Two fixes for the "telemetry stops after a few random minutes" failure on
the MacBook base station.

websocket_bridge.redis_listener: wrap the pub/sub loop in a reconnect loop
with health_check_interval. Previously a single Redis connection blip (idle
timeout, transient Docker-bridge hiccup, Redis restart) made the listener
coroutine return for good while the WebSocket server kept running — PECAN
stayed connected but never received another frame, with no error surfaced.
ws_relay already reconnects this way; redis_listener now matches.
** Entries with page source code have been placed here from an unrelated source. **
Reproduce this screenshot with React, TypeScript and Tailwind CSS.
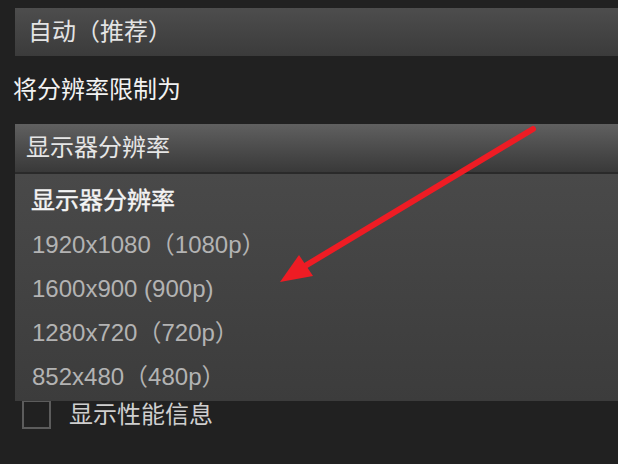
import React from "react";

const font = { fontFamily: '"Liberation Sans", "Noto Sans CJK SC", sans-serif' };

const options = [
  "1920x1080（1080p）",
  "1600x900 (900p)",
  "1280x720（720p）",
  "852x480（480p）",
];

export default function App() {
  return (
    <div
      className="relative w-[618px] h-[464px] overflow-hidden bg-[#212121] text-[24px] leading-none"
      style={font}
    >
      <div className="pt-2 pl-[15px]">
        {/* Top select */}
        <div className="h-12 flex items-center pl-[13px] bg-gradient-to-b from-[#4d4d4d] to-[#3b3b3b] text-[#e4e4e4]">
          自动（推荐）
        </div>

        {/* Label */}
        <div className="h-[68px] flex items-center -ml-[2px] text-[#f2f2f2]">将分辨率限制为</div>

        {/* Resolution select */}
        <div className="h-12 flex items-center pl-[11px] bg-gradient-to-b from-[#606060] to-[#393939] text-[#e6e6e6]">
          显示器分辨率
        </div>

        {/* Checkbox row, partly hidden by the open menu */}
        <div className="mt-[228px] flex items-center gap-[18px] pl-[7px]">
          <div className="w-[29px] h-[29px] border-2 border-[#5c5c5c]" />
          <span className="text-[#cfcfcf]">显示性能信息</span>
        </div>
      </div>

      {/* Open dropdown menu */}
      <div className="absolute left-[15px] right-0 top-[172px] h-[229px] border-t-2 border-[#2a2a2a] bg-gradient-to-b from-[#494949] to-[#3c3c3c] pt-[5px] pl-[16px]">
        <div className="h-[44px] flex items-center text-[#f4f4f4] [-webkit-text-stroke:0.4px_#f4f4f4]">显示器分辨率</div>
        {options.map((o) => (
          <div key={o} className="h-[44px] flex items-center pl-px text-[#b3b3b3]">
            {o}
          </div>
        ))}
      </div>

      {/* Red annotation arrow */}
      <svg className="absolute inset-0 pointer-events-none" width="618" height="464">
        <line x1="533" y1="129" x2="300" y2="269" stroke="#ee1c24" strokeWidth="6" strokeLinecap="round" />
        <polygon points="280,282 299,255 313,276" fill="#ee1c24" />
      </svg>
    </div>
  );
}
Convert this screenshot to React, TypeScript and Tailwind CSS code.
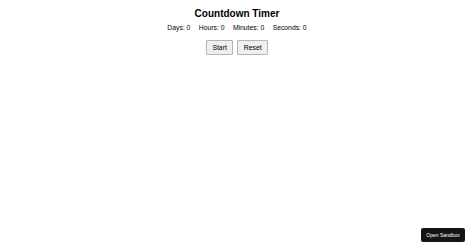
export default function App() {
  return (
    <div className="relative h-[248px] w-full bg-white text-black font-['Liberation_Sans',Arial,sans-serif]">
      <div className="flex flex-col items-center pt-[8px]">
        {/* Title */}
        <h2 className="text-[10px] leading-[12px] font-bold">Countdown Timer</h2>

        {/* Time parts */}
        <div className="mt-[4px] flex gap-[8.4px] text-[6.8px] leading-[8px]">
          <span>Days: 0</span>
          <span>Hours: 0</span>
          <span>Minutes: 0</span>
          <span>Seconds: 0</span>
        </div>

        {/* Controls */}
        <div className="mt-[8px] flex gap-[4px]">
          <button className="h-[15px] px-[5.5px] flex items-center bg-[#efefef] border border-[#b5b5b5] rounded-[1px] text-[6.8px] leading-[8px]">
            Start
          </button>
          <button className="h-[15px] px-[5.5px] flex items-center bg-[#efefef] border border-[#b5b5b5] rounded-[1px] text-[6.8px] leading-[8px]">
            Reset
          </button>
        </div>
      </div>

      {/* Sandbox link */}
      <div className="absolute right-[9px] bottom-[6px] h-[14px] w-[44px] flex items-center justify-center rounded-[2px] bg-[#151515] text-white text-[5px] leading-[6px]">
        Open Sandbox
      </div>
    </div>
  );
}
main.py: the child-process monitor only logged "Process X died!" once per
second forever and never recovered. Because the parent stayed alive, neither
Docker's `restart: unless-stopped` nor systemd's `Restart=always` ever saw the
failure. Now a dead child tears down the surviving children and exits non-zero
so the supervisor restarts the whole stack cleanly.
---
 universal-telemetry-software/main.py          | 26 +++++--
 .../src/websocket_bridge.py                   | 71 +++++++++++++------
 2 files changed, 70 insertions(+), 27 deletions(-)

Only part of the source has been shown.